Just to clarify (and this may connect to your notion that bruteness can be placed anywhere), I think the brute necessities are relative to the consciousness involved. A scientist might create a more general law that converts what was once a brute law into a consequence of the new, more comprehensive law. This new law will likely become the unexplained description of the way things are. I suppose my argument would be that our first-person situation always involves certain brute necessities if we bother to trace our beliefs back far enough.
I suppose a consequence of my view is that the world must remain fundamentally "mysterious" or "miraculous" in the sense that it cannot be explained as a whole. Explanation is a local, "finite" affair. For instance, "God did it" just seems to sweep the brute fact of existence behind a super-human mask. Cause is shifted to intention or human-like motivation. But right away a psychology of God becomes possible. Why did God do it? Psychology relies on the projection of necessities, too. So God's mind is a "machine" to the degree that it is intelligible at all.

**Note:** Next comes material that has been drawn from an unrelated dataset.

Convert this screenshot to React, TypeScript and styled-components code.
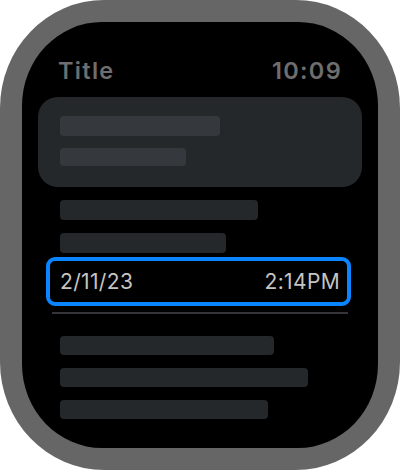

That was Wittgenstein's position. The issue has come up in materialist vs. idealist arguments, where the idealist can just say the materialist is moving brute from experience to the material, which still leaves the material world unexplained.
I think you take explanation as far as you can, and then what's left is mysterious, for now. Maybe it will be explained one day, and maybe not.
Yes, what's left is mysterious for now. We can always explain the currently unexplained at a later time. But I'd argue that at all times we are working in the context of unexplained laws. Sure, we are working to explain them, but this usually involves generalization. "If we assume that the energy in the universe is constant, then we can derive X, so that X is a consequence of constant energy." But why should energy be constant, for instance? Well, maybe that's patched up with something else. But it seems that our first priority is a theory that predicts accurately enough for our very practical purposes. So we'll settle for recognizing a pattern that we can't yet embed in a larger pattern. As you say, the day may come when we can embed the mysterious but useful pattern in a larger pattern. But I'd suggest that our largest pattern or "theory of everything" can't escape brute facticity. If it could be explained by one of our other theories, then it wouldn't be the largest pattern or a theory of everything.